Palace says mandatory vaccination up to Congress; WHO says public should decide

ABS-CBN News

Posted at Nov 30 2021 03:44 PM

Quezon City residents receive their COVID-19 vaccine dose at the Batasan Hills National High School on Nov. 29, 2021, the start of the
Quezon City residents receive their COVID-19 vaccine dose at the Batasan Hills National High School on Nov. 29, 2021, the start of the "National COVID-19 Vaccination Day". Mark Demayo, ABS-CBN News/File 

 

MANILA— Malacañang said on Tuesday making COVID-19 vaccinations mandatory is a decision that rests on Congress, while the World Health Organization said the public "should be free to decide what’s best for them." 

A law is needed to make COVID-19 vaccinations mandatory, noted acting Palace spokesman Cabinet Secretary Karlo Nograles.

"It is up to Congress to pass a law if they feel the need," he said in a televised public briefing. 

Nograles made the statement after President Rodrigo Duterte on Monday said he was open to mandatory vaccinations given global concern on the newly discovered Omicron COVID-19 variant, which has not yet been detected in the Philippines. 

"As a worker of government also charged with the overall operation of the government, I may agree with the task force if they decide to make it mandatory. It’s for public health," he said. 

 

The task force "continues to weigh the options" on this, Nograles said. 

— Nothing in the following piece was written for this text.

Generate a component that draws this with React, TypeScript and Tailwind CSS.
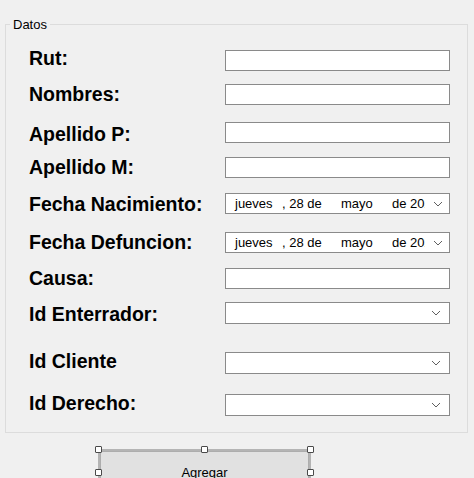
import React from "react";

type Field = {
  label: string;
  kind: "text" | "date" | "combo";
  rowClass: string;
  labelClass: string;
};

const fields: Field[] = [
  { label: "Rut:", kind: "text", rowClass: "mt-[18px] h-[21px]", labelClass: "mb-[4px]" },
  { label: "Nombres:", kind: "text", rowClass: "mt-[13px] h-[21px]", labelClass: "" },
  { label: "Apellido P:", kind: "text", rowClass: "mt-[17px] h-[21px]", labelClass: "mt-[4px]" },
  { label: "Apellido M:", kind: "text", rowClass: "mt-[14px] h-[21px]", labelClass: "mt-[1px]" },
  { label: "Fecha Nacimiento:", kind: "date", rowClass: "mt-[15px] h-[21px]", labelClass: "mt-[2px]" },
  { label: "Fecha Defuncion:", kind: "date", rowClass: "mt-[18px] h-[21px]", labelClass: "" },
  { label: "Causa:", kind: "text", rowClass: "mt-[15px] h-[21px]", labelClass: "" },
  { label: "Id Enterrador:", kind: "combo", rowClass: "mt-[13px] h-[22px]", labelClass: "mt-[4px]" },
  { label: "Id Cliente", kind: "combo", rowClass: "mt-[28px] h-[22px]", labelClass: "mb-[3px]" },
  { label: "Id Derecho:", kind: "combo", rowClass: "mt-[20px] h-[22px]", labelClass: "mb-[3px]" },
];

const Chevron: React.FC = () => (
  <svg width="10" height="6" viewBox="0 0 10 6" className="shrink-0">
    <path d="M1 1 L5 5 L9 1" fill="none" stroke="#606060" strokeWidth="1" />
  </svg>
);

const DateBox: React.FC = () => (
  <div className="flex h-full w-[225px] items-center border border-[#8a8a8a] bg-white pl-[9px] pr-[6px] text-[13px] text-black">
    <span className="w-[47px] whitespace-nowrap">jueves</span>
    <span className="w-[59px] whitespace-nowrap">, 28 de</span>
    <span className="w-[51px] whitespace-nowrap">mayo</span>
    <span className="w-[33px] overflow-hidden whitespace-nowrap">de 2026</span>
    <span className="ml-auto flex items-center">
      <Chevron />
    </span>
  </div>
);

const ComboBox: React.FC = () => (
  <div className="flex h-full w-[225px] items-center justify-end border border-[#8a8a8a] bg-white pr-[8px]">
    <Chevron />
  </div>
);

const TextBox: React.FC = () => (
  <input
    type="text"
    className="h-full w-[225px] border border-[#8a8a8a] bg-white outline-none"
  />
);

const Handle: React.FC<{ pos: string }> = ({ pos }) => (
  <div
    className={`absolute h-[7px] w-[7px] rounded-[1px] border border-[#4a4a4a] bg-white ${pos}`}
  />
);

export default function App() {
  return (
    <div
      className="h-[478px] w-[474px] overflow-hidden bg-[#f0f0f0] pt-[17px]"
      style={{ fontFamily: '"Liberation Sans", Arial, sans-serif' }}
    >
      <fieldset className="ml-[5px] h-[416px] w-[463px] border border-[#dcdcdc]">
        <legend className="ml-[4px] px-[3px] text-[13px] leading-[15px] text-black">Datos</legend>
        <div className="flex flex-col pl-[23px]">
          {fields.map((f) => (
            <div key={f.label} className={`flex items-center ${f.rowClass}`}>
              <span
                className={`w-[196px] whitespace-nowrap text-[19.5px] font-bold leading-none text-black ${f.labelClass}`}
              >
                {f.label}
              </span>
              {f.kind === "text" && <TextBox />}
              {f.kind === "date" && <DateBox />}
              {f.kind === "combo" && <ComboBox />}
            </div>
          ))}
        </div>
      </fieldset>

      <div className="relative ml-[98px] mt-[16px] h-[47px] w-[213px] border-2 border-[#b4b4b4]">
        <button className="flex h-full w-full items-center justify-center border border-[#adadad] bg-[#e1e1e1] text-[13px] text-black">
          Agregar
        </button>
        <Handle pos="-left-[5px] -top-[5px]" />
        <Handle pos="left-[101px] -top-[5px]" />
        <Handle pos="-right-[5px] -top-[5px]" />
        <Handle pos="-left-[5px] top-[18px]" />
        <Handle pos="-right-[5px] top-[18px]" />
      </div>
    </div>
  );
}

But he noted government this week launched a 3-day drive to inoculate 9 million people. 

"Hopefully, there might not be a need for that (mandatory vaccination) kung realistically on the ground eh marami naman po ang nagpabakuna," Nograles said. 

(There might not be a need for that if realistically, on the ground, many are getting vaccinated.)

Video courtesy of PTV 

 

The World Health Organization (WHO) "has always taken the stance that we are not mandating the vaccine" said country representative Rabindra Abeyasinghe. 

"People should be free to decide what’s best for them," he said in the same briefing. 

But Abeyasinghe said the WHO has "strongly advocated that people, particularly people at risk, are prioritized and provided with vaccines." 

"We know that the vaccines are life-saving and the vaccines are capable of protecting people from severe disease, particularly those who are elderly or who have comorbidity," he said. 

The Philippines has been dealing with one of Asia's worst COVID-19 outbreaks and its vaccine rollout has been slower than many neighbors, with just over a third of its 110 million population inoculated.

Average new daily infections have fallen sharply to 1,644 in November from 18,579 in September, paving the way for a wider economic reopening.

Vaccination rates are uneven, however, with 93 percent of the capital region's eligible residents inoculated compared with 11 percent in the poorest parts of the south. 

WHO's Abeyasinghe added that nearly 2.5 million seniors citizens have yet to get even a single vaccine dose.